Robbie Stevens // September 6, 2008 at 11:07 am |
Yeh, i’m not that worried to be real honest. If there is a black hole, we’ll just turn into particles quicker than you can blink your eye. Oh well, we made most the world we live in, and scientists may just take it away. Then again, if it works it could unlock many scientific secrets, not that they’d probably tell us.
katyboo1 // September 6, 2008 at 6:06 pm |
welsh girl
That’s fine. The more the merrier on this debate I think!
Robbie
Quite right mate
Saj // September 7, 2008 at 1:00 am |
I might wear THE choos on tuesday to work just in case. Cus otherwise it is a waste of nearly a grand?! Right now I mostly just llike to look and watch and admire…. I didn’t drink tonight – a prize please!!
bevchen // September 7, 2008 at 12:22 pm |
I actually heard about the black hole thing a while ago, but I thought it had already happened.
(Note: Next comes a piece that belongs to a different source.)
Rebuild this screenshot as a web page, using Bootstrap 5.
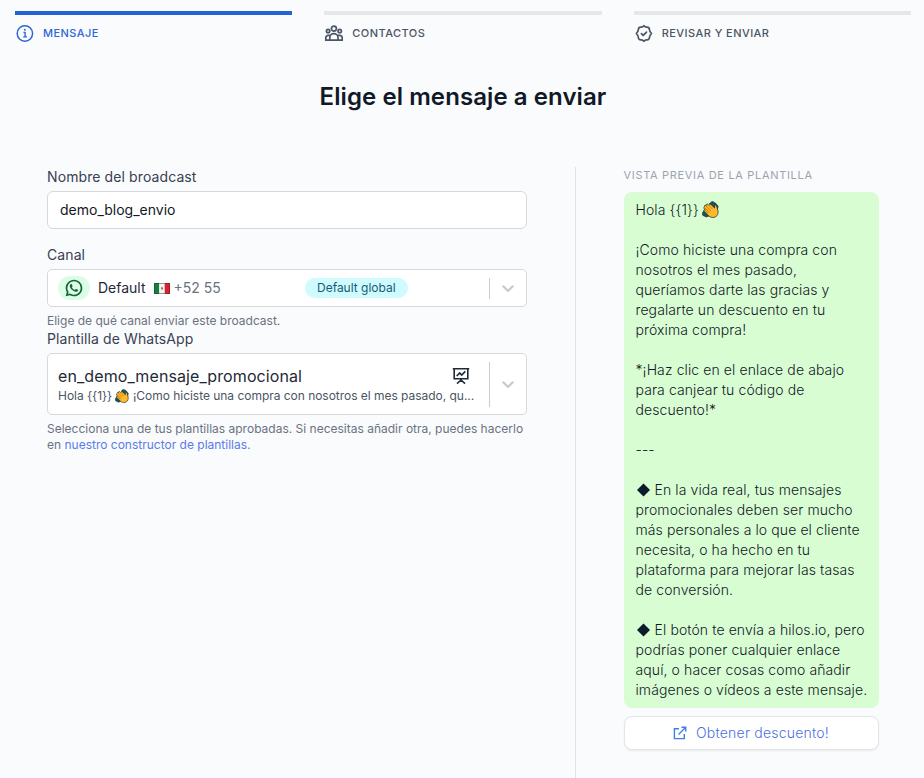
<!DOCTYPE html>
<html lang="es">
<head>
<meta charset="utf-8">
<meta name="viewport" content="width=device-width, initial-scale=1">
<title>Elige el mensaje a enviar</title>
<link href="https://cdn.jsdelivr.net/npm/bootstrap@5.3.0/dist/css/bootstrap.min.css" rel="stylesheet">
<style>
body{font-family:Inter,"Open Sans",sans-serif;font-size:14px;line-height:20px;background:#f9fbfd;color:#111827;height:778px;overflow:hidden}
svg{display:block;flex:none}
.page{padding:11px 13px 0 15px;height:778px}
.steps{gap:32px}
.step{flex:1 1 0;border-top:4px solid #e5e7eb;padding:6px 0 0;height:34px;color:#4b5563;font-size:11px;font-weight:500;letter-spacing:.44px}
.step.current{border-color:#2563d4;color:#2f66d6}
.step svg{width:19px;height:19px;margin-right:9px}
.title{font-size:24px;line-height:32px;font-weight:600;margin:36px 0 54px;letter-spacing:.08px}
.form-side{width:560.5px;padding:0 48px 0 32px;border-right:1px solid #e0e3e8}
.field-label{color:#374151;height:20px;margin:0;letter-spacing:.1px;font-weight:400}
.channel-label{margin-top:16px}
.box{background:#fff;border:1px solid #d5d8dd;border-radius:5px;width:480px}
input.box{height:38px;border-radius:6px;padding:0 12px 2px;font-size:14px;color:#111827;outline:0;display:block}
.box-chan{height:38px;margin-top:4px;padding-left:10px}
.chan-name{margin-left:8px;color:#1f2937}
.flag{margin-left:8px}
.phone{margin-left:4px;color:#6b7280}
.hint{font-size:12px;line-height:16px;color:#6b7280;margin-top:6px;white-space:nowrap}
.hint a{color:#5b7be8;text-decoration:none}
.wa{width:32px;height:24px;background:#dcfce7;border-radius:12px;color:#166534}
.pill{background:#cffafe;color:#155e75;font-size:12px;line-height:20px;border-radius:10px;width:103px;margin-left:84px}
.caret{width:37px;height:21px;border-left:1px solid #ccc;color:#ccc}
.box-tpl .caret{height:45px}
.box-tpl{height:62px;margin-top:4px;padding-left:10px}
.tpl-col{width:417px}
.board{margin:3px 5px 0 0}
.tpl-name{font-size:16px;line-height:24px;color:#1f2937;letter-spacing:.09px}
.tpl-text{font-size:12px;line-height:16px;color:#4b5563;letter-spacing:-.03px}
.preview{padding-left:48px;width:304px}
.preview-head{font-size:11px;line-height:16px;letter-spacing:.68px;color:#9ca3af;margin-bottom:9px}
.bubble{background:#d9fdd3;border-radius:8px;width:255px;height:516px;padding:8px 4px 8px 12px;white-space:pre-line;color:#111827;font-weight:300;letter-spacing:.1px}
.cta{width:255px;height:34px;border:1px solid #e2e5ea;border-radius:8px;background:#fff;color:#4a72dd;box-shadow:0 1px 2px rgba(0,0,0,.07);margin-top:8px;font-weight:300;letter-spacing:.22px}
.cta svg{margin-right:9px}
.clap{display:inline-block;vertical-align:-3px;margin:0 1px 0 -1px}
.gem{display:inline-block;vertical-align:-2px}
</style>
</head>
<body>
<svg width="0" height="0" class="position-absolute"><defs>
<g id="clap">
<path d="M7 2.500 9.500.4l3 1.400 2.700 3.200-.7 3zM.5 11l1.800-2.400 4.200 5.600-2.500.8L.7 13.500z" fill="#1c5558" stroke="#12333a" stroke-width=".7"/>
<path d="M2.300 5.400c-.5-.9.500-1.800 1.300-1.200l.5.400-.2-.7c0-1 1.200-1.500 1.900-.7l.8.800c0-1 1.200-1.400 1.900-.6l3.300 3.200.1-2c.2-1.200 1.700-1.100 1.900.1l1.300 4.800c.5 3.500-1.700 6-4.900 6-2.300 0-3.500-1-4.900-2.600L1.900 9.700c-.7-.8.100-1.800 1-1.300l-.9-1.200c-.5-.8-.3-1.400.3-1.800z" fill="#ffb92a" stroke="#172b31" stroke-width=".7"/>
<path d="m4 4.700 4.300 4.600M2.900 6.500l4.200 4.600M6.500 4l3.600 3.900M2.900 8.400l3 3.300" stroke="#a86b12" stroke-width=".6" fill="none"/></g>
<path id="chevron" d="M4.516 7.548c.436-.446 1.043-.481 1.576 0L10 11.295l3.908-3.747c.533-.481 1.141-.446 1.574 0 .436.445.408 1.197 0 1.615-.406.418-4.695 4.502-4.695 4.502a1.095 1.095 0 0 1-1.576 0S4.924 9.581 4.516 9.163s-.436-1.170 0-1.615z"/>
</defs></svg>
<main class="page d-flex flex-column">
<nav class="steps d-flex">
  <div class="step current d-flex align-items-center"><svg viewBox="0 0 19 19" fill="none" stroke="currentColor" stroke-width="1.500"><circle cx="9.900" cy="9.500" r="7.700"/><path d="M8.400 8.400h1.700v4.300M8.200 12.900h3.800" stroke-width="1.400"/><circle cx="9.800" cy="5.800" r=".95" fill="currentColor" stroke="none"/></svg>MENSAJE</div>
  <div class="step d-flex align-items-center"><svg viewBox="0 0 19 19" fill="none" stroke="currentColor" stroke-width="1.700"><circle cx="9.900" cy="4.600" r="2.500"/><circle cx="4.100" cy="7" r="1.700"/><circle cx="15.700" cy="7" r="1.700"/><path d="M5.800 16.200v-2.400a4.100 4.100 0 0 1 8.200 0v2.400M6.100 11.400H4.200a2.400 2.400 0 0 0-2.400 2.400v2.400h16.400v-2.400a2.400 2.400 0 0 0-2.400-2.400h-2"/></svg>CONTACTOS</div>
  <div class="step d-flex align-items-center"><svg viewBox="0 0 19 19" fill="none" stroke="currentColor" stroke-width="1.700" stroke-linejoin="round" stroke-linecap="round"><path d="M9.900 1.700Q11.300 3.400 12.800 3.100Q15.300 3 15.500 5.800Q15.500 7.500 17.500 9.500Q15.500 11.500 15.500 13.200Q15.300 16 12.800 15.900Q11.300 15.600 9.900 17.300Q8.500 15.600 7 15.900Q4.500 16 4.300 13.200Q4.300 11.500 2.300 9.500Q4.300 7.500 4.300 5.800Q4.500 3 7 3.100Q8.500 3.400 9.900 1.700Z"/><path d="m7.400 9.600 1.800 1.800 3.300-3.300"/></svg>REVISAR Y ENVIAR</div>
</nav>
<h1 class="title text-center">Elige el mensaje a enviar</h1>
<div class="d-flex flex-grow-1">
<section class="form-side">
  <label class="field-label d-block" for="n">Nombre del broadcast</label>
  <input id="n" class="box mt-1" value="demo_blog_envio">
  <div class="field-label channel-label">Canal</div>
  <div class="box box-chan d-flex align-items-center">
    <span class="wa d-flex align-items-center justify-content-center"><svg width="20" height="20" viewBox="0 0 24 24" fill="currentColor"><path d="M7.253 18.494l.724.423A7.953 7.953 0 0 0 12 20a8 8 0 1 0-8-8c0 1.436.377 2.813 1.084 4.024l.422.724-.653 2.401 2.4-.655zM2.004 22l1.352-4.968A9.954 9.954 0 0 1 2 12C2 6.477 6.477 2 12 2s10 4.477 10 10-4.477 10-10 10a9.954 9.954 0 0 1-5.03-1.355L2.004 22zM8.391 7.308c.134-.01.269-.01.403-.004.054.004.108.01.162.016.159.018.334.115.393.249.298.676.588 1.357.868 2.04.062.152.025.347-.093.537a4.38 4.38 0 0 1-.263.372c-.113.145-.356.411-.356.411s-.099.118-.061.265c.014.056.06.137.102.205l.059.095c.256.427.6.86 1.02 1.268.12.116.237.235.363.346.468.413.998.75 1.57 1l.005.002c.085.037.128.057.252.11.062.026.126.049.191.066a.35.35 0 0 0 .367-.13c.724-.877.79-.934.796-.934v.002a.482.482 0 0 1 .378-.127c.06.004.121.015.177.04.531.243 1.4.622 1.4.622l.582.261c.098.047.187.158.19.265.004.067.01.175-.013.373-.032.259-.11.57-.188.733a1.155 1.155 0 0 1-.21.302 2.378 2.378 0 0 1-.33.288 5.024 5.024 0 0 1-.508.31 1.99 1.99 0 0 1-.833.23c-.185.01-.37.024-.556.014-.008 0-.568-.087-.568-.087a9.448 9.448 0 0 1-3.84-2.046c-.226-.199-.435-.413-.649-.626-.89-.885-1.562-1.84-1.97-2.742A3.47 3.47 0 0 1 6.9 9.62a2.729 2.729 0 0 1 .564-1.68c.073-.094.142-.192.261-.305.127-.12.207-.184.294-.228a.961.961 0 0 1 .371-.1z"/></svg></span>
    <span class="chan-name">Default</span>
    <svg class="flag" width="16" height="11" viewBox="0 0 16 11"><path fill="#15803d" d="M0 0h5.300v11H0z"/><path fill="#f3f4f4" d="M5.300 0h5.400v11H5.300z"/><path fill="#dc1f2e" d="M10.700 0H16v11h-5.300z"/><path d="M.5.5h15v10H.5z" fill="none" stroke="#26352c" stroke-opacity=".45"/><path d="M7 4.500 8.500 4l.8 1.600-.8 1.200-1.400-.5z" fill="#98705a"/></svg>
    <span class="phone">+52 55</span>
    <span class="pill text-center">Default global</span>
    <span class="caret d-flex align-items-center justify-content-center ms-auto"><svg width="20" height="20" viewBox="0 0 20 20" fill="currentColor"><use href="#chevron"/></svg></span>
  </div>
  <div class="hint">Elige de qué canal enviar este broadcast.</div>
  <div class="field-label">Plantilla de WhatsApp</div>
  <div class="box box-tpl d-flex align-items-center">
    <div class="tpl-col">
      <div class="tpl-name d-flex justify-content-between"><span>en_demo_mensaje_promocional</span><svg class="board" width="18" height="18" viewBox="0 0 18 18" fill="none" stroke="#1f2937" stroke-width="1.600"><path d="M.8 1.700h16.400M2.200 2v9.800h13.600V2M9 12v2M9 13l-4 3.600M9 13l4 3.600M4.700 9l3-3 2 2 3.600-3.600"/></svg></div>
      <div class="tpl-text text-nowrap">Hola {{1}} <svg class="clap" width="14" height="14" viewBox="0 0 16 16"><use href="#clap"/></svg> ¡Como hiciste una compra con nosotros el mes pasado, qu...</div>
    </div>
    <span class="caret d-flex align-items-center justify-content-center ms-auto"><svg width="20" height="20" viewBox="0 0 20 20" fill="currentColor"><use href="#chevron"/></svg></span>
  </div>
  <div class="hint">Selecciona una de tus plantillas aprobadas. Si necesitas añadir otra, puedes hacerlo<br>en <a href="#">nuestro constructor de plantillas.</a></div>
</section>
<aside class="preview">
  <div class="preview-head">VISTA PREVIA DE LA PLANTILLA</div>
  <div class="bubble">Hola {{1}} <svg class="clap" width="17" height="17" viewBox="0 0 16 16"><use href="#clap"/></svg>

¡Como hiciste una compra con
nosotros el mes pasado,
queríamos darte las gracias y
regalarte un descuento en tu
próxima compra!

*¡Haz clic en el enlace de abajo
para canjear tu código de
descuento!*

---

<svg class="gem" width="15" height="14" viewBox="0 0 15 14"><path d="m7.500.5 6.500 6.500-6.500 6.500L1 7z" fill="#0b1b2b"/></svg> En la vida real, tus mensajes
promocionales deben ser mucho
más personales a lo que el cliente
necesita, o ha hecho en tu
plataforma para mejorar las tasas
de conversión.

<svg class="gem" width="15" height="14" viewBox="0 0 15 14"><path d="m7.500.5 6.500 6.500-6.500 6.500L1 7z" fill="#0b1b2b"/></svg> El botón te envía a hilos.io, pero
podrías poner cualquier enlace
aquí, o hacer cosas como añadir
imágenes o vídeos a este mensaje.</div>
  <div class="cta d-flex align-items-center justify-content-center"><svg width="14" height="14" viewBox="0 0 14 14" fill="none" stroke="#3f7fdd" stroke-width="1.400"><path d="M6 2.700H1.400v9.900h9.900V8M8.500 1.300h4.200v4.200M12.500 1.500 5.500 8.500"/></svg>Obtener descuento!</div>
</aside>
</div>
</main>
<script src="https://cdn.jsdelivr.net/npm/bootstrap@5.3.0/dist/js/bootstrap.bundle.min.js"></script>
</body>
</html>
Since I’m closer to Switzerland than you are does that mean my part of the world will end first?
walker // September 7, 2008 at 1:28 pm |
i think personally that it is a load of crap because well the year 2000 they said that the world was guna blow up but did it ….. NO
& why would some scientist ruin the whole of humanity just forone experiment who would the scientist’s tell there would be no-one to tell ..
katyboo1 // September 7, 2008 at 6:21 pm |
Saj
I should wear the Choos in bed as well. Just to be on the safe side.
Bev
I think we’re all going to go out instantaneously a bit like a light switch thing. Not sure though. Welshgirl will know. She’s a physics goddess.
Walker
I am almost, definitely, positively sure you’re right. But just in case I’ve been eating extra cake rations.